Data segment

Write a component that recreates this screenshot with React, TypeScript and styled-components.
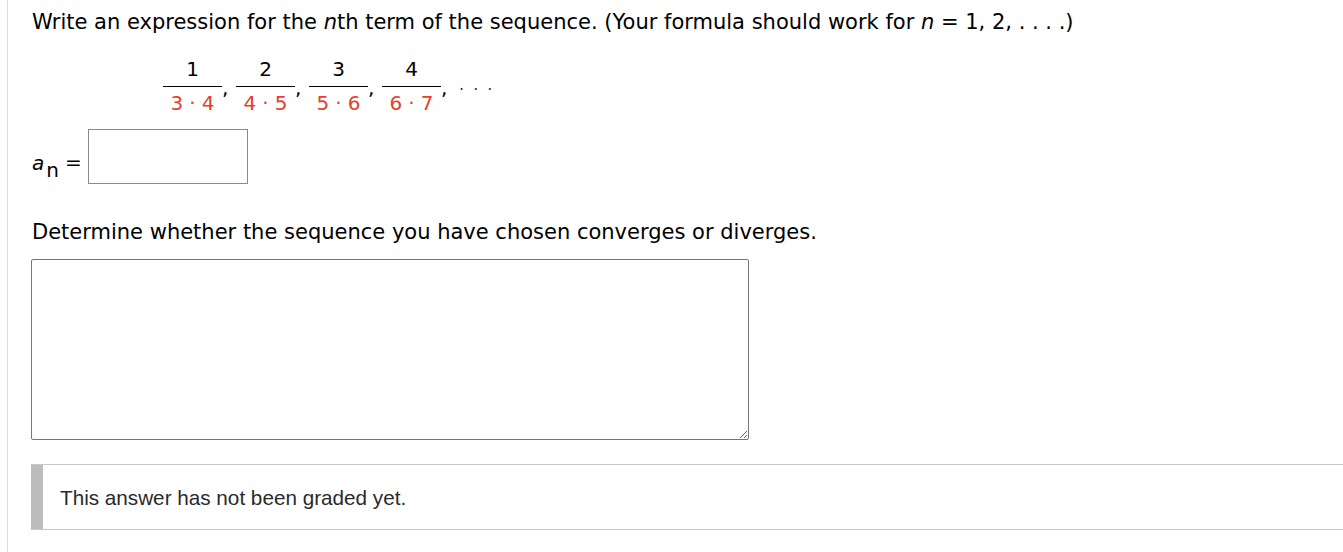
import React from "react";
import styled, { createGlobalStyle } from "styled-components";

const Global = createGlobalStyle`
  html, body { margin: 0; padding: 0; background: #fff; }
  body { font-family: "DejaVu Sans", Verdana, sans-serif; color: #000; }
`;

const Page = styled.div`
  margin-left: 7px;
  border-left: 1px solid #dcdcdc;
  min-height: 100vh;
  padding: 8px 0 0 24px;
  box-sizing: border-box;
`;

const Prompt = styled.p`
  margin: 0;
  font-size: 21px;
  line-height: 28px;
`;

const Sequence = styled.div`
  display: flex;
  align-items: center;
  margin: 21px 0 0 131px;
  font-size: 20px;
`;

const Fraction = styled.span`
  display: inline-flex;
  flex-direction: column;
  align-items: center;
  width: 59px;
`;

const Num = styled.span`
  line-height: 24px;
  padding-bottom: 5px;
  width: 100%;
  text-align: center;
  border-bottom: 1px solid #000;
`;

const Den = styled.span`
  line-height: 24px;
  padding-top: 4px;
  color: #e4402b;
  white-space: nowrap;
`;

const Dot = styled.span`
  margin: 0 6px;
`;

const Comma = styled.span`
  width: 14px;
  line-height: 20px;
  margin-top: 4px;
`;

const Ellipsis = styled.span`
  letter-spacing: 2px;
  margin-left: 4px;
  font-size: 16px;
  color: #333;
  margin-top: -4px;
`;

const AnswerRow = styled.div`
  display: flex;
  align-items: center;
  margin-top: 14px;
`;

const Var = styled.span`
  font-size: 20px;
  line-height: 20px;
  font-style: italic;
  position: relative;
  top: 6px;
`;

const Sub = styled.span`
  font-size: 20px;
  font-style: normal;
  position: relative;
  top: 7px;
  margin-left: 2px;
`;

const Equals = styled.span`
  font-size: 20px;
  margin-left: 6px;
  margin-right: 6px;
  position: relative;
  top: 5px;
`;

const Input = styled.input`
  width: 158px;
  height: 53px;
  border: 1px solid #8a8a8a;
  box-sizing: content-box;
  padding: 0;
  margin: 0;
  font-size: 20px;
  outline: none;
`;

const Question = styled.p`
  margin: 34px 0 0;
  font-size: 21px;
  line-height: 28px;
`;

const TextArea = styled.textarea`
  display: block;
  margin: 13px 0 0 -1px;
  width: 718px;
  height: 181px;
  box-sizing: border-box;
  border: 1px solid #767676;
  border-radius: 2px;
  padding: 4px;
  font-size: 16px;
  outline: none;
`;

const Feedback = styled.div`
  margin: 24px 0 0 -1px;
  display: flex;
  border-top: 1px solid #c8c8c8;
  border-bottom: 1px solid #c8c8c8;
  box-sizing: border-box;
  height: 66px;
`;

const Bar = styled.div`
  width: 12px;
  background: #bcbcbc;
  flex: none;
`;

const FeedbackText = styled.div`
  display: flex;
  align-items: center;
  padding: 1px 0 0 17px;
  font-family: "Liberation Sans", Arial, sans-serif;
  font-size: 20.7px;
  color: #2a2a2a;
`;

const terms = [
  ["1", "3", "4"],
  ["2", "4", "5"],
  ["3", "5", "6"],
  ["4", "6", "7"],
];

export default function App() {
  return (
    <>
      <Global />
      <Page>
        <Prompt>
          Write an expression for the <i>n</i>th term of the sequence. (Your formula should work
          for <i>n</i> = 1, 2, . . . .)
        </Prompt>
        <Sequence>
          {terms.map(([n, a, b]) => (
            <React.Fragment key={n}>
              <Fraction>
                <Num>{n}</Num>
                <Den>
                  {a}
                  <Dot>·</Dot>
                  {b}
                </Den>
              </Fraction>
              <Comma>,</Comma>
            </React.Fragment>
          ))}
          <Ellipsis>. . .</Ellipsis>
        </Sequence>
        <AnswerRow>
          <Var>
            a<Sub>n</Sub>
          </Var>
          <Equals>=</Equals>
          <Input type="text" />
        </AnswerRow>
        <Question>Determine whether the sequence you have chosen converges or diverges.</Question>
        <TextArea />
        <Feedback>
          <Bar />
          <FeedbackText>This answer has not been graded yet.</FeedbackText>
        </Feedback>
      </Page>
    </>
  );
}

Task brief
In how many lines of the data does the string "components" appear? Give only the number.

Worked answer
2